There is something really beautiful about taking your time and deliberately owning your dancing. All the parts — all that tedious, at times, basic technique. Instead of trying to rush ahead and do “fancier,” “cooler,” “more difficult” moves, perhaps we need to just settle into a steady, focused work space and really get to know our body — how it moves, how it works, how it connects, the rhythms, the partnership, the simple step and how it all connects together. We should learn to take great pleasure and joy in the most common of steps. After all, they are the ones, theoretically, we’ve spent the most time with. 🙂 We should reject the idea that we are running out of time and must rush on to the next level. As Teach says to me, “you will never come to the end of learning about dance — no one can. It forever goes on … always teaching you something new.”
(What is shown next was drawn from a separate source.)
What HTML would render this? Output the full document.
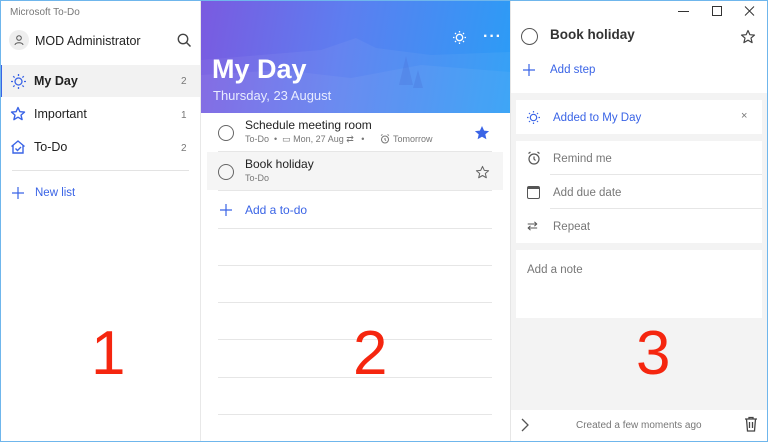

Eventually, more levels will come, of course — but, I want to try to stop the ridiculous feeling of trying to scramble to the next level and instead just breathe at the level I’m at. Just settle into knowing every inch of how my body must move to fill the basic step as full as I can possibly make it. And who freaking cares if I get to do a crazy trick next year or three years from now? Because that one step IS. This is where I am right now. There is no rush to get to the next. Teach says, “everything you really need to know step-wise is in bronze. The difficulty is settling into these steps and making them your own. Why do you want to rush such an important part of dancing?”
I guess that’s it — creating an internal narrative that thrives on the drills. That feels the great beauty in the box step. That exults in arm styling that grows from deep inside you. It’s not just “getting thru” bronze to the next level — it’s loving every aching moment of what should be a long and arduous journey. As Teach said to me this evening during my lesson while dancing some silver, “We will never leave bronze. Bronze will always be with us … it should always be with us.”